-- Start of Exercise material --
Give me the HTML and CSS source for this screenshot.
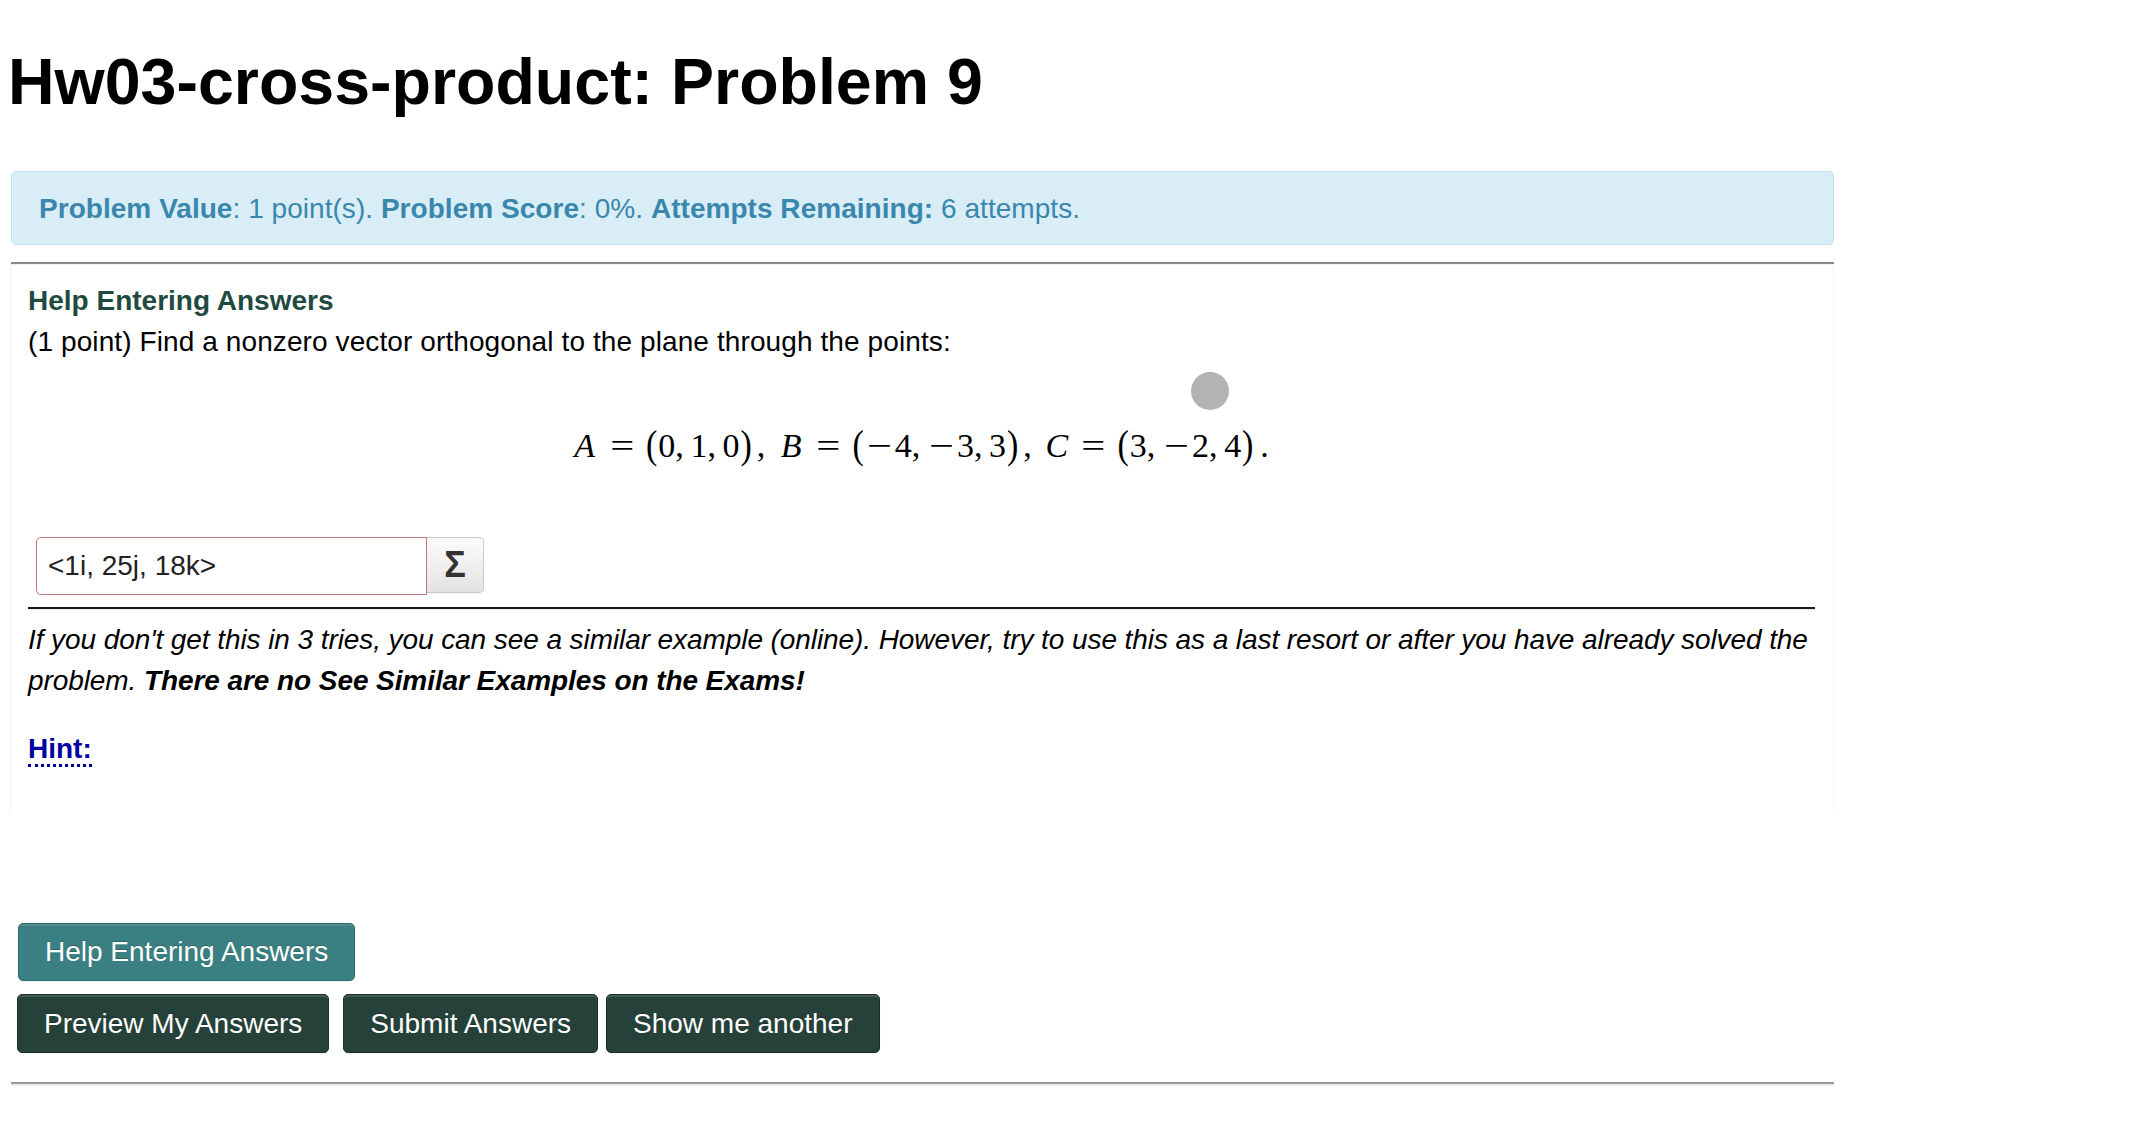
FILE: index.html
```html
<!DOCTYPE html>
<html lang="en">
<head>
<meta charset="utf-8">
<title>Hw03-cross-product: Problem 9</title>
<link rel="stylesheet" href="styles.css">
</head>
<body>
<div class="page">
  <h1 class="title">Hw03-cross-product: Problem 9</h1>

  <div class="alert">
    <b>Problem Value</b>: 1 point(s). <b>Problem Score</b>: 0%. <b>Attempts Remaining:</b> 6 attempts.
  </div>

  <hr class="sep">

  <div class="problem">
    <div class="help-head">Help Entering Answers</div>
    <div class="prob-text">(1 point) Find a nonzero vector orthogonal to the plane through the points:</div>

    <div class="math"><span class="g wA it">A</span><span class="g rel">=</span><span class="g par">(</span><span class="g dig">0</span><span class="g com">,</span><span class="g dig">1</span><span class="g com">,</span><span class="g dig">0</span><span class="g par">)</span><span class="g com sep-com">,</span><span class="g wB it">B</span><span class="g rel">=</span><span class="g par">(</span><span class="g min">−</span><span class="g dig">4</span><span class="g com">,</span><span class="g min">−</span><span class="g dig">3</span><span class="g com">,</span><span class="g dig">3</span><span class="g par">)</span><span class="g com sep-com">,</span><span class="g wC it">C</span><span class="g rel">=</span><span class="g par">(</span><span class="g dig">3</span><span class="g com">,</span><span class="g min">−</span><span class="g dig">2</span><span class="g com">,</span><span class="g dig">4</span><span class="g par">)</span><span class="g dot">.</span></div>

    <div class="answer-row">
      <input class="answer" type="text" value="&lt;1i, 25j, 18k&gt;" aria-label="answer">
      <span class="sigma">Σ</span>
    </div>

    <hr class="dark-rule">

    <p class="note">If you don't get this in 3 tries, you can see a similar example (online). However, try to use this as a last resort or after you have already solved the problem. <b>There are no See Similar Examples on the Exams!</b></p>

    <div class="hint"><span class="hint-link">Hint:</span></div>
  </div>

  <div class="buttons">
    <div class="btn-row">
      <button class="btn btn-teal" type="button">Help Entering Answers</button>
    </div>
    <div class="btn-row second">
      <button class="btn btn-dark preview" type="button">Preview My Answers</button>
      <button class="btn btn-dark submit" type="button">Submit Answers</button>
      <button class="btn btn-dark" type="button">Show me another</button>
    </div>
  </div>

  <hr class="sep bottom">

  <div class="touch-dot"></div>
</div>
</body>
</html>
```

FILE: styles.css
```css
html, body {
  margin: 0;
  padding: 0;
  background: #ffffff;
}

body {
  font-family: "Liberation Sans", Arial, Helvetica, sans-serif;
  font-size: 28px;
  line-height: 41px;
  color: #000;
}

.page {
  position: relative;
  margin-left: 11px;
  width: 1823px;
  padding-top: 45px;
  padding-bottom: 40px;
}

.title {
  margin: 0 0 0 -3px;
  font-size: 64.5px;
  line-height: 74px;
  font-weight: bold;
  color: #000;
}

.alert {
  margin-top: 52px;
  padding: 16px 27px 15px;
  background: #d9edf7;
  border: 1px solid #bce3f0;
  border-radius: 5px;
  color: #3a87ad;
  letter-spacing: 0.04px;
}

.alert b {
  font-weight: bold;
}

.sep {
  margin: 17px 0 0;
  height: 0;
  border: 0;
  border-top: 2px solid #8a8a8a;
  border-bottom: 1px solid #efefef;
}

.problem {
  margin-left: -1px;
  padding: 15px 18px 44px 17px;
  border-left: 1px solid #f4f4f4;
  border-right: 1px solid #f7f7f7;
}

.help-head {
  font-weight: bold;
  color: #1f4a3f;
}

.prob-text {
  letter-spacing: 0.1px;
}

.math {
  margin-top: 60px;
  padding-left: 544px;
  font-family: "Liberation Serif", "DejaVu Serif", "Times New Roman", serif;
  font-size: 34px;
  line-height: 48px;
  white-space: nowrap;
}

.g {
  display: inline-block;
  text-align: center;
}

.it { font-style: italic; }
.wA { width: 25.5px; }
.wB { width: 25.8px; }
.wC { width: 24.3px; }

.rel {
  width: 26.5px;
  margin: 0 10px 0 11px;
  transform: scaleX(1.25);
}

.par {
  width: 13.2px;
  transform: scaleY(1.17);
  transform-origin: 50% 58%;
}

.dig { width: 17px; }

.com {
  width: 9.5px;
  margin-right: 5.7px;
  text-align: left;
}

.sep-com {
  margin-left: 4px;
  margin-right: 12px;
}

.min {
  width: 30px;
  transform: scaleX(1.3);
  transform-origin: 60% 50%;
}

.dot {
  width: 9.5px;
  margin-left: 6px;
  text-align: left;
}

.answer-row {
  display: flex;
  align-items: flex-start;
  margin: 67px 0 0 8px;
}

.answer {
  box-sizing: border-box;
  width: 391px;
  height: 58px;
  margin: 0;
  padding: 0 11px;
  border: 1px solid #c77676;
  border-radius: 5px 0 0 5px;
  font-family: "Liberation Sans", Arial, sans-serif;
  font-size: 28px;
  color: #222;
  background: #fff;
  outline: none;
}

.sigma {
  box-sizing: border-box;
  width: 57px;
  height: 56px;
  display: flex;
  align-items: center;
  justify-content: center;
  border: 1px solid #c9c9c9;
  border-left: 0;
  border-radius: 0 5px 5px 0;
  background: linear-gradient(#fcfcfc, #e3e3e3);
  box-shadow: 0 1px 1px rgba(0, 0, 0, 0.06);
  font-size: 36px;
  font-weight: bold;
  color: #333;
  line-height: 1;
}

.dark-rule {
  margin: 12px 0 0;
  height: 0;
  border: 0;
  border-top: 2px solid #1a1a1a;
  border-bottom: 1px solid #e9e9e9;
}

.note {
  margin: 9px 0 0;
  font-style: italic;
  letter-spacing: -0.08px;
}

.note b {
  font-weight: bold;
}

.hint {
  margin-top: 27px;
}

.hint-link {
  font-weight: bold;
  color: #0000a0;
  border-bottom: 3px dotted #0000a0;
}

.buttons {
  margin-top: 110px;
}

.btn-row {
  display: flex;
  margin-left: 7px;
}

.btn-row.second {
  margin-top: 13px;
  margin-left: 6px;
}

.btn {
  box-sizing: border-box;
  height: 58px;
  margin: 0;
  padding: 0 26px;
  border: 1px solid;
  border-radius: 5px;
  font-family: "Liberation Sans", Arial, sans-serif;
  font-size: 28px;
  line-height: 56px;
  color: #fff;
  text-shadow: 0 -1px 0 rgba(0, 0, 0, 0.2);
  cursor: pointer;
}

.btn-teal {
  background: #3a7f81;
  border-color: #2d6b6d;
  box-shadow: inset 0 2px 0 rgba(255, 255, 255, 0.12), 0 1px 2px rgba(0, 0, 0, 0.06);
}

.btn-dark {
  height: 59px;
  background: #254139;
  border-color: #1b3029;
  box-shadow: inset 0 2px 0 rgba(255, 255, 255, 0.14), 0 1px 2px rgba(0, 0, 0, 0.06);
}

.preview {
  margin-right: 14px;
}

.submit {
  margin-right: 8px;
}

.sep.bottom {
  margin-top: 29px;
  border-top-color: #989898;
  border-bottom: 2px solid #ececec;
}

.touch-dot {
  position: absolute;
  left: 1180px;
  top: 372px;
  width: 38px;
  height: 38px;
  border-radius: 50%;
  background: #b3b3b3;
}
```
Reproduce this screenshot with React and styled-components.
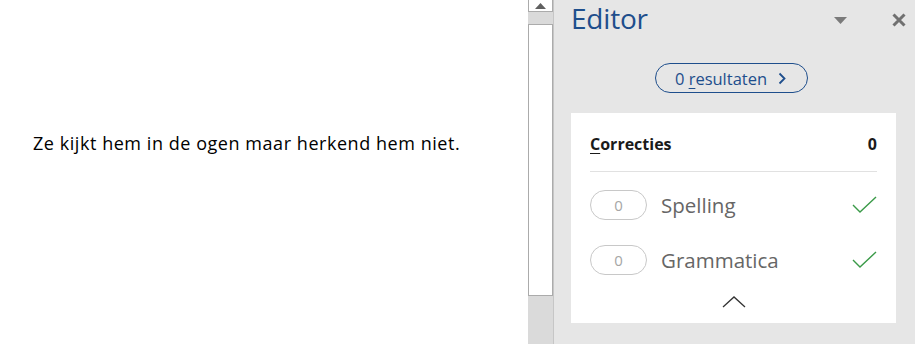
-- End of Exercise material --
Task to complete:
Write out all the entries exactly, except for the pictures.

Reply to the task:
Give me the HTML and CSS source for this screenshot.
FILE: index.html
```html
<!DOCTYPE html>
<html lang="en">
<head>
<meta charset="utf-8">
<title>Hw03-cross-product: Problem 9</title>
<link rel="stylesheet" href="styles.css">
</head>
<body>
<div class="page">
  <h1 class="title">Hw03-cross-product: Problem 9</h1>

  <div class="alert">
    <b>Problem Value</b>: 1 point(s). <b>Problem Score</b>: 0%. <b>Attempts Remaining:</b> 6 attempts.
  </div>

  <hr class="sep">

  <div class="problem">
    <div class="help-head">Help Entering Answers</div>
    <div class="prob-text">(1 point) Find a nonzero vector orthogonal to the plane through the points:</div>

    <div class="math"><span class="g wA it">A</span><span class="g rel">=</span><span class="g par">(</span><span class="g dig">0</span><span class="g com">,</span><span class="g dig">1</span><span class="g com">,</span><span class="g dig">0</span><span class="g par">)</span><span class="g com sep-com">,</span><span class="g wB it">B</span><span class="g rel">=</span><span class="g par">(</span><span class="g min">−</span><span class="g dig">4</span><span class="g com">,</span><span class="g min">−</span><span class="g dig">3</span><span class="g com">,</span><span class="g dig">3</span><span class="g par">)</span><span class="g com sep-com">,</span><span class="g wC it">C</span><span class="g rel">=</span><span class="g par">(</span><span class="g dig">3</span><span class="g com">,</span><span class="g min">−</span><span class="g dig">2</span><span class="g com">,</span><span class="g dig">4</span><span class="g par">)</span><span class="g dot">.</span></div>

    <div class="answer-row">
      <input class="answer" type="text" value="&lt;1i, 25j, 18k&gt;" aria-label="answer">
      <span class="sigma">Σ</span>
    </div>

    <hr class="dark-rule">

    <p class="note">If you don't get this in 3 tries, you can see a similar example (online). However, try to use this as a last resort or after you have already solved the problem. <b>There are no See Similar Examples on the Exams!</b></p>

    <div class="hint"><span class="hint-link">Hint:</span></div>
  </div>

  <div class="buttons">
    <div class="btn-row">
      <button class="btn btn-teal" type="button">Help Entering Answers</button>
    </div>
    <div class="btn-row second">
      <button class="btn btn-dark preview" type="button">Preview My Answers</button>
      <button class="btn btn-dark submit" type="button">Submit Answers</button>
      <button class="btn btn-dark" type="button">Show me another</button>
    </div>
  </div>

  <hr class="sep bottom">

  <div class="touch-dot"></div>
</div>
</body>
</html>
```

FILE: styles.css
```css
html, body {
  margin: 0;
  padding: 0;
  background: #ffffff;
}

body {
  font-family: "Liberation Sans", Arial, Helvetica, sans-serif;
  font-size: 28px;
  line-height: 41px;
  color: #000;
}

.page {
  position: relative;
  margin-left: 11px;
  width: 1823px;
  padding-top: 45px;
  padding-bottom: 40px;
}

.title {
  margin: 0 0 0 -3px;
  font-size: 64.5px;
  line-height: 74px;
  font-weight: bold;
  color: #000;
}

.alert {
  margin-top: 52px;
  padding: 16px 27px 15px;
  background: #d9edf7;
  border: 1px solid #bce3f0;
  border-radius: 5px;
  color: #3a87ad;
  letter-spacing: 0.04px;
}

.alert b {
  font-weight: bold;
}

.sep {
  margin: 17px 0 0;
  height: 0;
  border: 0;
  border-top: 2px solid #8a8a8a;
  border-bottom: 1px solid #efefef;
}

.problem {
  margin-left: -1px;
  padding: 15px 18px 44px 17px;
  border-left: 1px solid #f4f4f4;
  border-right: 1px solid #f7f7f7;
}

.help-head {
  font-weight: bold;
  color: #1f4a3f;
}

.prob-text {
  letter-spacing: 0.1px;
}

.math {
  margin-top: 60px;
  padding-left: 544px;
  font-family: "Liberation Serif", "DejaVu Serif", "Times New Roman", serif;
  font-size: 34px;
  line-height: 48px;
  white-space: nowrap;
}

.g {
  display: inline-block;
  text-align: center;
}

.it { font-style: italic; }
.wA { width: 25.5px; }
.wB { width: 25.8px; }
.wC { width: 24.3px; }

.rel {
  width: 26.5px;
  margin: 0 10px 0 11px;
  transform: scaleX(1.25);
}

.par {
  width: 13.2px;
  transform: scaleY(1.17);
  transform-origin: 50% 58%;
}

.dig { width: 17px; }

.com {
  width: 9.5px;
  margin-right: 5.7px;
  text-align: left;
}

.sep-com {
  margin-left: 4px;
  margin-right: 12px;
}

.min {
  width: 30px;
  transform: scaleX(1.3);
  transform-origin: 60% 50%;
}

.dot {
  width: 9.5px;
  margin-left: 6px;
  text-align: left;
}

.answer-row {
  display: flex;
  align-items: flex-start;
  margin: 67px 0 0 8px;
}

.answer {
  box-sizing: border-box;
  width: 391px;
  height: 58px;
  margin: 0;
  padding: 0 11px;
  border: 1px solid #c77676;
  border-radius: 5px 0 0 5px;
  font-family: "Liberation Sans", Arial, sans-serif;
  font-size: 28px;
  color: #222;
  background: #fff;
  outline: none;
}

.sigma {
  box-sizing: border-box;
  width: 57px;
  height: 56px;
  display: flex;
  align-items: center;
  justify-content: center;
  border: 1px solid #c9c9c9;
  border-left: 0;
  border-radius: 0 5px 5px 0;
  background: linear-gradient(#fcfcfc, #e3e3e3);
  box-shadow: 0 1px 1px rgba(0, 0, 0, 0.06);
  font-size: 36px;
  font-weight: bold;
  color: #333;
  line-height: 1;
}

.dark-rule {
  margin: 12px 0 0;
  height: 0;
  border: 0;
  border-top: 2px solid #1a1a1a;
  border-bottom: 1px solid #e9e9e9;
}

.note {
  margin: 9px 0 0;
  font-style: italic;
  letter-spacing: -0.08px;
}

.note b {
  font-weight: bold;
}

.hint {
  margin-top: 27px;
}

.hint-link {
  font-weight: bold;
  color: #0000a0;
  border-bottom: 3px dotted #0000a0;
}

.buttons {
  margin-top: 110px;
}

.btn-row {
  display: flex;
  margin-left: 7px;
}

.btn-row.second {
  margin-top: 13px;
  margin-left: 6px;
}

.btn {
  box-sizing: border-box;
  height: 58px;
  margin: 0;
  padding: 0 26px;
  border: 1px solid;
  border-radius: 5px;
  font-family: "Liberation Sans", Arial, sans-serif;
  font-size: 28px;
  line-height: 56px;
  color: #fff;
  text-shadow: 0 -1px 0 rgba(0, 0, 0, 0.2);
  cursor: pointer;
}

.btn-teal {
  background: #3a7f81;
  border-color: #2d6b6d;
  box-shadow: inset 0 2px 0 rgba(255, 255, 255, 0.12), 0 1px 2px rgba(0, 0, 0, 0.06);
}

.btn-dark {
  height: 59px;
  background: #254139;
  border-color: #1b3029;
  box-shadow: inset 0 2px 0 rgba(255, 255, 255, 0.14), 0 1px 2px rgba(0, 0, 0, 0.06);
}

.preview {
  margin-right: 14px;
}

.submit {
  margin-right: 8px;
}

.sep.bottom {
  margin-top: 29px;
  border-top-color: #989898;
  border-bottom: 2px solid #ececec;
}

.touch-dot {
  position: absolute;
  left: 1180px;
  top: 372px;
  width: 38px;
  height: 38px;
  border-radius: 50%;
  background: #b3b3b3;
}
```
Reproduce this screenshot with React and styled-components.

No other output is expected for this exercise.